Susan Sings: I'll Cry Tomorrow (1956)
Review Copyright Roger Zotti, 2001
Based on Lillian Roth's autobiography, I'll Cry Tomorrow is the story of a talented entertainer driven by her ambitious mother (Jo Van Fleet). Roth (Susan Hayward) achieves stardom as a singer, but following the death of the first man she loved (Ray Danton), she begins drinking. After several unsuccessful relationships, Roth makes an unsuccessful suicide attempt. When she reaches rock bottom, she joins Alcoholics Anonymous.

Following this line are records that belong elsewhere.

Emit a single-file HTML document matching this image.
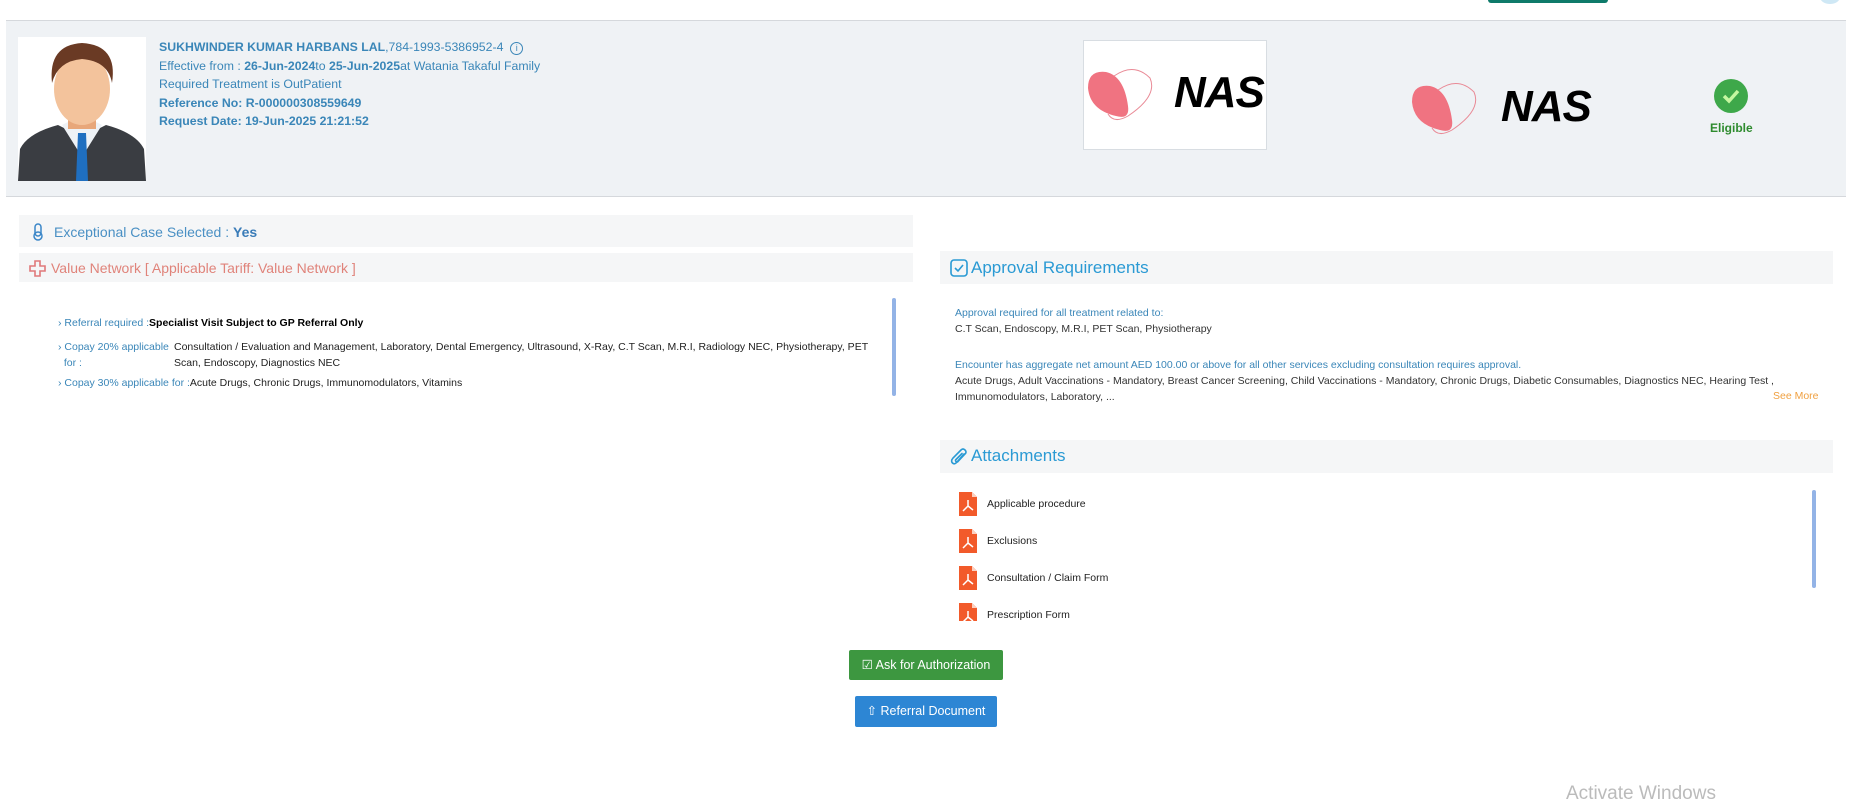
<!DOCTYPE html>
<html><head><meta charset="utf-8"><style>
*{margin:0;padding:0;box-sizing:border-box}
body{width:1872px;height:803px;overflow:hidden;background:#fff;font-family:"Liberation Sans",sans-serif;position:relative}
.a{position:absolute;white-space:nowrap}
.bl{color:#3a86b8}
.sm{font-size:10.5px}
.pdf{position:absolute;left:9px;width:18px;height:24px}
</style></head><body>
<div class="a" style="left:1488px;top:0;width:120px;height:3px;background:#0e7a6a;border-radius:0 0 3px 3px"></div>
<div class="a" style="left:1820px;top:-10px;width:20px;height:14px;border-radius:50%;background:#cfe8f5"></div>

<div class="a" style="left:6px;top:20px;width:1840px;height:177px;background:#eff2f5;border-top:1px solid #d5d8dc;border-bottom:1px solid #d5d8dc"></div>
<div class="a" style="left:18px;top:37px;width:128px;height:144px;background:#fff;overflow:hidden">
<svg width="128" height="144" viewBox="0 0 128 144">
<path d="M0 144 L2 112 Q10 96 40 88 L64 100 L88 88 Q118 96 126 112 L128 144Z" fill="#3a3d42"/>
<path d="M44 88 L64 120 L84 88 L76 84 L52 84Z" fill="#eef2f6"/>
<path d="M60 96 L68 96 L70 144 L58 144Z" fill="#1f6fc0"/>
<rect x="50" y="70" width="28" height="22" fill="#e8a77a"/>
<ellipse cx="64" cy="52" rx="28" ry="36" fill="#f3c39c"/>
<path d="M34 46 Q30 8 64 6 Q100 8 94 46 Q90 24 64 22 Q40 24 34 46Z" fill="#6a3a24"/>
</svg></div>
<div class="a bl" style="left:159px;top:38px;font-size:12.3px;line-height:18.5px">
<div><b>SUKHWINDER KUMAR HARBANS LAL</b>,784-1993-5386952-4 &nbsp;<span style="display:inline-block;width:13px;height:13px;border:1px solid #3a86b8;border-radius:50%;font-size:9px;text-align:center;line-height:11px">i</span></div>
<div>Effective from : <b>26-Jun-2024</b>to <b>25-Jun-2025</b>at Watania Takaful Family</div>
<div>Required Treatment is OutPatient</div>
<div><b>Reference No: R-000000308559649</b></div>
<div><b>Request Date: 19-Jun-2025 21:21:52</b></div>
</div>
<div class="a" style="left:1083px;top:40px;width:184px;height:110px;background:#fff;border:1px solid #d8dde2"></div>
<svg class="a" style="left:1084px;top:66px" width="80" height="60" viewBox="0 0 80 60"><path d="M4 22 Q4 4 22 6 Q40 10 44 40 Q46 54 32 50 Q6 44 4 22Z" fill="#f07381"/><path d="M30 10 Q50 -4 66 12 Q74 30 44 50 Q30 58 24 48" fill="none" stroke="#e98a96" stroke-width="1"/></svg>
<div class="a" style="left:1174px;top:68px;font-size:44px;font-weight:bold;font-style:italic;letter-spacing:-1px;color:#000">NAS</div>
<svg class="a" style="left:1408px;top:80px" width="80" height="60" viewBox="0 0 80 60"><path d="M4 22 Q4 4 22 6 Q40 10 44 40 Q46 54 32 50 Q6 44 4 22Z" fill="#f07381"/><path d="M30 10 Q50 -4 66 12 Q74 30 44 50 Q30 58 24 48" fill="none" stroke="#e98a96" stroke-width="1"/></svg>
<div class="a" style="left:1501px;top:82px;font-size:44px;font-weight:bold;font-style:italic;letter-spacing:-1px;color:#000">NAS</div>
<svg class="a" style="left:1714px;top:79px" width="34" height="34"><circle cx="17" cy="17" r="17" fill="#3ea84a"/><path d="M10 17 L15 22 L24 12" fill="none" stroke="#c5f7a0" stroke-width="3.5"/></svg>
<div class="a" style="left:1710px;top:121px;font-size:12px;font-weight:bold;color:#2e8b2e">Eligible</div>

<div class="a" style="left:19px;top:215px;width:894px;height:32px;background:#f5f6f7"></div>
<svg class="a" style="left:32px;top:223px" width="12" height="18"><rect x="3" y="1" width="6" height="12" rx="3" fill="none" stroke="#3a86c8" stroke-width="1.5"/><circle cx="6" cy="13" r="4" fill="none" stroke="#3a86c8" stroke-width="1.5"/></svg>
<div class="a" style="left:54px;top:224px;font-size:14px;color:#4a90c4">Exceptional Case Selected : <b style="color:#3a7cb8">Yes</b></div>
<div class="a" style="left:19px;top:253px;width:894px;height:29px;background:#f5f6f7"></div>
<svg class="a" style="left:29px;top:260px" width="17" height="17"><path d="M6 1h5v5h5v5h-5v5h-5v-5h-5v-5h5z" fill="none" stroke="#e0787a" stroke-width="1.6"/></svg>
<div class="a" style="left:51px;top:260px;font-size:14px;color:#e0837a">Value Network [ Applicable Tariff: Value Network ]</div>

<div class="a sm" style="left:58px;top:316px;line-height:15px"><span class="bl">›&nbsp;Referral required :</span><b style="color:#000">Specialist Visit Subject to GP Referral Only</b></div>
<div class="a sm bl" style="left:58px;top:339px;line-height:16px">›&nbsp;Copay 20% applicable<br>&nbsp;&nbsp;for :</div>
<div class="a sm" style="left:174px;top:339px;line-height:16px;color:#222">Consultation / Evaluation and Management, Laboratory, Dental Emergency, Ultrasound, X-Ray, C.T Scan, M.R.I, Radiology NEC, Physiotherapy, PET<br>Scan, Endoscopy, Diagnostics NEC</div>
<div class="a sm" style="left:58px;top:377px"><span class="bl">›&nbsp;Copay 30% applicable for :</span><span style="color:#222">Acute Drugs, Chronic Drugs, Immunomodulators, Vitamins</span></div>
<div class="a" style="left:892px;top:298px;width:4px;height:98px;background:#93b3e6;border-radius:2px"></div>

<div class="a" style="left:940px;top:251px;width:893px;height:33px;background:#f5f6f7"></div>
<svg class="a" style="left:950px;top:259px" width="18" height="18"><rect x="1" y="1" width="16" height="16" rx="3" fill="none" stroke="#2a9ad4" stroke-width="1.6"/><path d="M5 9l3 3 5-6" fill="none" stroke="#2a9ad4" stroke-width="1.6"/></svg>
<div class="a" style="left:971px;top:258px;font-size:17px;color:#2a9ad4">Approval Requirements</div>
<div class="a sm" style="left:955px;top:306px;line-height:15.5px"><span class="bl">Approval required for all treatment related to:</span><br><span style="color:#333">C.T Scan, Endoscopy, M.R.I, PET Scan, Physiotherapy</span></div>
<div class="a sm" style="left:955px;top:357px;line-height:16px"><span class="bl">Encounter has aggregate net amount AED 100.00 or above for all other services excluding consultation requires approval.</span><br><span style="color:#333">Acute Drugs, Adult Vaccinations - Mandatory, Breast Cancer Screening, Child Vaccinations - Mandatory, Chronic Drugs, Diabetic Consumables, Diagnostics NEC, Hearing Test ,<br>Immunomodulators, Laboratory, ...</span></div>
<div class="a sm" style="left:1773px;top:390px;color:#f0a040">See More</div>

<div class="a" style="left:940px;top:440px;width:893px;height:33px;background:#f5f6f7"></div>
<svg class="a" style="left:950px;top:447px" width="18" height="20" viewBox="0 0 18 20"><path d="M14 7 L7 15 Q4.5 18 2.5 16 Q0.5 14 3 11 L11 3 Q13 1 15 3 Q17 5 15 7 L8 14.5 Q7 15.5 6 14.5 Q5 13.5 6 12.5 L12 6.5" fill="none" stroke="#2a9ad4" stroke-width="1.6" stroke-linecap="round"/></svg>
<div class="a" style="left:971px;top:446px;font-size:17px;color:#2a9ad4">Attachments</div>
<div class="a" style="left:950px;top:490px;width:860px;height:131px;overflow:hidden">
<svg class="pdf" style="top:2px" viewBox="0 0 18 24"><path d="M0 0H13L18 5V24H0Z" fill="#f25a2a"/><path d="M13 0V5H18" fill="#fbd0c0"/><path d="M9 8V14M9 14L4 19M9 14L14 18" stroke="#fff" stroke-width="1.5" fill="none"/></svg><div style="position:absolute;left:37px;top:8px;font-size:10.5px;color:#222">Applicable procedure</div>
<svg class="pdf" style="top:39px" viewBox="0 0 18 24"><path d="M0 0H13L18 5V24H0Z" fill="#f25a2a"/><path d="M13 0V5H18" fill="#fbd0c0"/><path d="M9 8V14M9 14L4 19M9 14L14 18" stroke="#fff" stroke-width="1.5" fill="none"/></svg><div style="position:absolute;left:37px;top:45px;font-size:10.5px;color:#222">Exclusions</div>
<svg class="pdf" style="top:76px" viewBox="0 0 18 24"><path d="M0 0H13L18 5V24H0Z" fill="#f25a2a"/><path d="M13 0V5H18" fill="#fbd0c0"/><path d="M9 8V14M9 14L4 19M9 14L14 18" stroke="#fff" stroke-width="1.5" fill="none"/></svg><div style="position:absolute;left:37px;top:82px;font-size:10.5px;color:#222">Consultation / Claim Form</div>
<svg class="pdf" style="top:113px" viewBox="0 0 18 24"><path d="M0 0H13L18 5V24H0Z" fill="#f25a2a"/><path d="M13 0V5H18" fill="#fbd0c0"/><path d="M9 8V14M9 14L4 19M9 14L14 18" stroke="#fff" stroke-width="1.5" fill="none"/></svg><div style="position:absolute;left:37px;top:119px;font-size:10.5px;color:#222">Prescription Form</div>
</div>
<div class="a" style="left:1812px;top:490px;width:4px;height:98px;background:#93b3e6;border-radius:2px"></div>

<div class="a" style="left:849px;top:650px;width:154px;height:30px;background:#3d9740;border-radius:2px;color:#fff;font-size:12.5px;line-height:30px;text-align:center">☑ Ask for Authorization</div>
<div class="a" style="left:855px;top:696px;width:142px;height:31px;background:#2d86d4;border-radius:2px;color:#fff;font-size:12.5px;line-height:31px;text-align:center">⇧ Referral Document</div>

<div class="a" style="left:1566px;top:783px;font-size:19px;color:#bbb">Activate Windows</div>
</body></html>
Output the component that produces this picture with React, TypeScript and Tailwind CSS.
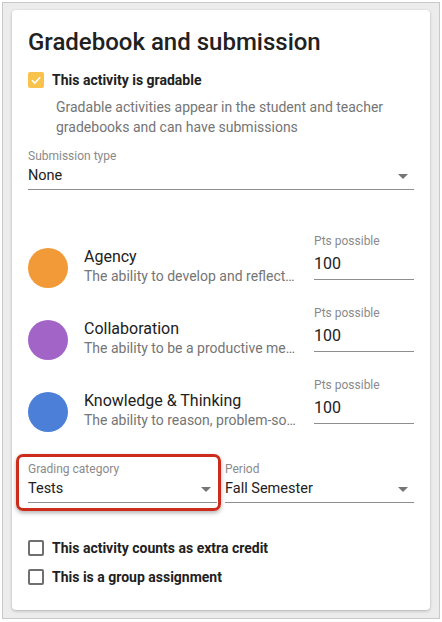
import React from "react";

function Arrow() {
  return (
    <svg width="10" height="5" viewBox="0 0 10 5" className="shrink-0 mr-[6px]">
      <path d="M0 0 L10 0 L5 5 Z" fill="#757575" />
    </svg>
  );
}

function SelectField({ label, value }: { label: string; value: string }) {
  return (
    <div className="flex flex-col border-b border-[#8e8e8e] pb-[2px]">
      <div className="h-[14px] leading-[14px] text-[12px] text-[#8a8a8a]">{label}</div>
      <div className="mt-[2px] h-[22px] flex items-center justify-between">
        <span className="text-[14.5px] text-[#212121] leading-[22px]">{value}</span>
        <Arrow />
      </div>
    </div>
  );
}

function Competency({ color, title, desc }: { color: string; title: string; desc: string }) {
  return (
    <div className="flex h-[72px] items-start">
      <div className="mt-[14px] w-[40px] h-[40px] rounded-full shrink-0" style={{ backgroundColor: color }} />
      <div className="ml-[16px] w-[214px] min-w-0 mt-[13px]">
        <div className="text-[16px] leading-[20px] text-[#212121] truncate">{title}</div>
        <div className="text-[14px] leading-[19px] text-[#757575] truncate">{desc}</div>
      </div>
      <div className="ml-auto w-[100px] flex flex-col border-b border-[#8e8e8e] pb-[4px]">
        <div className="h-[14px] leading-[14px] text-[12px] text-[#8a8a8a]">Pts possible</div>
        <div className="mt-[5px] h-[22px] leading-[22px] text-[16px] text-[#212121]">100</div>
      </div>
    </div>
  );
}

function EmptyBox() {
  return <div className="w-[16px] h-[16px] rounded-[2px] border-2 border-[#6f6f6f] shrink-0" />;
}

export default function App() {
  return (
    <div
      className="w-[442px] h-[622px] bg-white pt-[2px] pl-[2px]"
      style={{ fontFamily: "Roboto, 'Noto Sans', sans-serif" }}
    >
      <div className="w-[438px] h-[617px] border border-[#c9c9c9] bg-[#ececec] pl-[9px] pt-[7px]">
        <div className="w-[418px] h-[600px] bg-white rounded-[4px] shadow-[0_1px_3px_rgba(0,0,0,0.25)] px-4 pt-4 flex flex-col">
          <h1 className="text-[24px] leading-[32px] font-medium text-[#212121]">Gradebook and submission</h1>

          <div className="mt-[10px] h-[24px] flex items-center">
            <div className="w-[16px] h-[16px] rounded-[2px] bg-[#F8C24D] flex items-center justify-center">
              <svg width="12" height="12" viewBox="0 0 12 12">
                <path d="M2 6.2 L4.8 9 L10.2 3.3" fill="none" stroke="white" strokeWidth="1.6" />
              </svg>
            </div>
            <span className="ml-[8px] text-[14px] font-bold text-[#212121]">This activity is gradable</span>
          </div>

          <p className="mt-[5px] ml-[28px] text-[14px] leading-[20px] text-[#757575] w-[340px]">
            Gradable activities appear in the student and teacher gradebooks and can have submissions
          </p>

          <div className="mt-[12px]">
            <SelectField label="Submission type" value="None" />
          </div>

          <div className="mt-[44px] flex flex-col">
            <Competency color="#F29A37" title="Agency" desc="The ability to develop and reflect on one's own learning" />
            <Competency color="#A265C7" title="Collaboration" desc="The ability to be a productive member of a team" />
            <Competency color="#4B7FD8" title="Knowledge & Thinking" desc="The ability to reason, problem-solve and think critically" />
          </div>

          <div className="mt-[12px] grid grid-cols-2 gap-x-2">
            <div className="relative">
              <div className="absolute left-[-12px] right-[-4px] top-[-8px] bottom-[-8px] rounded-[7px] border-[3px] border-[#CC2C1C] shadow-[0_2px_4px_rgba(0,0,0,0.3)] pointer-events-none" />
              <SelectField label="Grading category" value="Tests" />
            </div>
            <SelectField label="Period" value="Fall Semester" />
          </div>

          <div className="mt-[33px] flex flex-col gap-[5px]">
            <div className="h-[24px] flex items-center">
              <EmptyBox />
              <span className="ml-[8px] text-[14px] font-bold text-[#212121]">This activity counts as extra credit</span>
            </div>
            <div className="h-[24px] flex items-center">
              <EmptyBox />
              <span className="ml-[8px] text-[14px] font-bold text-[#212121]">This is a group assignment</span>
            </div>
          </div>
        </div>
      </div>
    </div>
  );
}
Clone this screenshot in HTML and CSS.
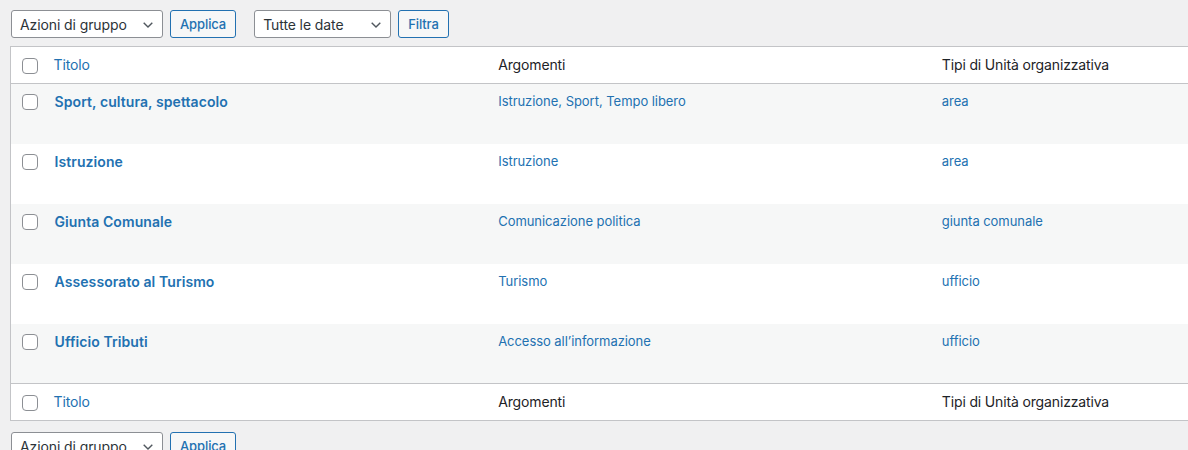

The Roth role was a perfect fit for Hayward. During the nineteen fifties she portrayed women who suffer with more sincerity and believability than any actress - airplane crash survivor Jane Froman in Walter Lang's With a Song in My Heart (1952); the alcoholic Roth in Daniel Mann's I'll Cry Tomorrow (1956), for which was nominated for Best Actress; and a woman condemned to death row in Robert Wise's Want to Live (1958), a performance that earned her the Oscar for Best Actress. When MGM musical supervisor Johnny Green told Hayward her voice was good enough to sing the Roth songs herself, Hayward was skeptical and spent several weeks rehearsing before she realized she could sing. So, it's not Roth's voice but Hayward's the audience hears. Hayward's biographer Beverly Linet, in Portrait of a Survivor, quotes Hayward as saying, "It was a big surprise gift, a new career to be explored." Shocked to learn that she wouldn't be doing her own singing, Roth also found out that Hayward "was a very forceful person. ... she never allowed me to get to know her. But she wanted to know everything about me. Everything!" It got to the point where Roth "didn't know if I was me or Susie was me, and vice versa." Though Roth was critical of the studio "because they were so nervous about the subject of alcoholism! And they were afraid to touch the subject of the nut house I was in," she praised Hayward's performance as "Real wonderful!"
According to Linet, a reporter told Hayward it took guts to play Roth. Hayward remarked, "It took guts to live it."